→ **Aim**
Work out how many lines hold "React". Give the number and nothing else.
--- begin Dataset excerpt ---
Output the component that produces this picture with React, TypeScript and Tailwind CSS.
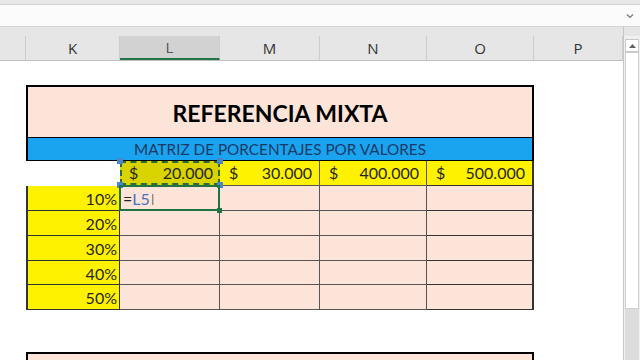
import React from "react";

const cols = [
  { l: "K", w: 94 },
  { l: "L", w: 100 },
  { l: "M", w: 100 },
  { l: "N", w: 107 },
  { l: "O", w: 107 },
  { l: "P", w: 89 },
];

const cellFont = { fontFamily: "Lato, 'Open Sans', sans-serif" };

function Money({ v, dark }: { v: string; dark?: boolean }) {
  return (
    <div
      className={`flex h-full items-center justify-between pl-[9px] pr-[7px] text-[16px] text-[#262626] ${dark ? "bg-[#d9d300]" : "bg-[#fff200]"}`}
    >
      <span>$</span>
      <span>{v}</span>
    </div>
  );
}

export default function App() {
  const pcts = ["10%", "20%", "30%", "40%", "50%"];
  const rowH = [25, 25, 25, 24, 25];
  return (
    <div className="relative h-[360px] w-[640px] overflow-hidden bg-white" style={{ fontFamily: "'Open Sans', sans-serif" }}>
      {/* top strip */}
      <div className="h-[5px] border-b border-[#d2d2d2] bg-[#e8e8e8]" />
      {/* formula bar */}
      <div className="flex h-[22px] items-center justify-end border-b border-[#d4d4d4] bg-[#fbfbfb] pr-[6px]">
        <svg width="8" height="6" viewBox="0 0 8 6">
          <path d="M1 1.5 L4 4.5 L7 1.5" stroke="#777" strokeWidth="1.2" fill="none" />
        </svg>
      </div>
      <div className="flex">
        <div className="w-[623px]">
          {/* column header band */}
          <div className="h-[9px] bg-[#e6e6e6]" />
          <div className="flex h-[25px] border-b border-[#bfbfbf] bg-[#e6e6e6] text-[15px] text-[#333]">
            <div className="w-[26px] border-r border-[#cdcdcd]" />
            {cols.map((c) => (
              <div
                key={c.l}
                className={`flex shrink-0 items-center justify-center border-r border-[#cdcdcd] ${c.l === "L" ? "border-b-2 border-b-[#217346] bg-[#d2d2d2] text-[#555]" : ""}`}
                style={{ width: c.w }}
              >
                {c.l}
              </div>
            ))}
          </div>
          {/* sheet */}
          <div className="pl-[26px] pt-[24px]" style={cellFont}>
            <div className="w-[508px]">
              <div className="flex h-[52px] items-center justify-center border-x-2 border-t-2 border-black bg-[#fde4d8] pt-[2px] text-[23px] font-bold text-black">
                REFERENCIA MIXTA
              </div>
              <div className="flex h-[24px] items-center justify-center border-x-2 border-y border-black bg-[#1aa3ee] text-[15.3px] text-[#1b3a66]">
                MATRIZ DE PORCENTAJES POR VALORES
              </div>
              {/* row 5 */}
              <div className="flex h-[25px]">
                <div className="w-[94px] shrink-0" />
                <div className="relative w-[100px] shrink-0 border-b border-[#555]">
                  <Money v="20.000" dark />
                  <div className="pointer-events-none absolute inset-[0px] border-2 border-dashed border-[#2e6b3a]" />
                  <div className="absolute left-[-3px] top-[-3px] h-[6px] w-[6px] bg-[#4a86c8]" />
                  <div className="absolute right-[-3px] top-[-3px] h-[6px] w-[6px] bg-[#4a86c8]" />
                  <div className="absolute bottom-[-3px] left-[-3px] z-10 h-[6px] w-[6px] bg-[#4a86c8]" />
                  <div className="absolute bottom-[-3px] right-[-3px] z-10 h-[6px] w-[6px] bg-[#4a86c8]" />
                </div>
                <div className="w-[100px] shrink-0 border-b border-r border-[#555]">
                  <Money v="30.000" />
                </div>
                <div className="w-[107px] shrink-0 border-b border-r border-[#555]">
                  <Money v="400.000" />
                </div>
                <div className="w-[107px] shrink-0 border-b border-r-2 border-[#333]">
                  <Money v="500.000" />
                </div>
              </div>
              {pcts.map((p, i) => (
                <div key={p} className="flex" style={{ height: rowH[i] }}>
                  <div className="flex w-[94px] shrink-0 items-center justify-end border-b border-l-2 border-r border-[#333] bg-[#fff200] pr-[2px] pt-[2px] text-[16px] text-[#262626]">
                    {p}
                  </div>
                  <div className="relative w-[100px] shrink-0 border-b border-r border-[#555] bg-[#fde4d8]">
                    {i === 0 && (
                      <>
                        <div className="absolute inset-[-1px] z-10 border-2 border-[#217346]" />
                        <div className="absolute left-[3px] top-0 flex h-full items-center pt-[2px] text-[16px]">
                          <span className="text-[#262626]">=</span>
                          <span className="text-[#4a6fc0]">L5</span>
                          <span className="ml-[1px] text-[15px] font-light text-[#444]">I</span>
                        </div>
                        <div className="absolute bottom-[-3px] right-[-3px] z-20 h-[5px] w-[5px] bg-[#217346]" />
                      </>
                    )}
                  </div>
                  <div className="w-[100px] shrink-0 border-b border-r border-[#555] bg-[#fde4d8]" />
                  <div className="w-[107px] shrink-0 border-b border-r border-[#555] bg-[#fde4d8]" />
                  <div className="w-[107px] shrink-0 border-b border-r-2 border-[#333] bg-[#fde4d8]" />
                </div>
              ))}
              <div className="h-[42px]" />
              <div className="h-[20px] border-x-2 border-t-2 border-black bg-[#fde4d8]" />
            </div>
          </div>
        </div>
        {/* vertical scrollbar */}
        <div className="flex w-[17px] flex-col border-l border-[#c6c6c6] bg-[#f0f0f0]">
          <div className="h-[9px] bg-[#e6e6e6]" />
          <div className="mx-[1px] mt-[3px] flex h-[13px] items-center justify-center border border-[#c9c9c9] bg-white">
            <svg width="7" height="4" viewBox="0 0 7 4">
              <path d="M0 4 L3.5 0 L7 4 Z" fill="#606060" />
            </svg>
          </div>
          <div className="mx-[1px] h-[257px] border border-[#cfcfcf] bg-white" />
          <div className="mx-[1px] flex-1 bg-[#dcdcdc]" />
        </div>
      </div>
    </div>
  );
}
--- end Dataset excerpt ---
→ **Solution**
2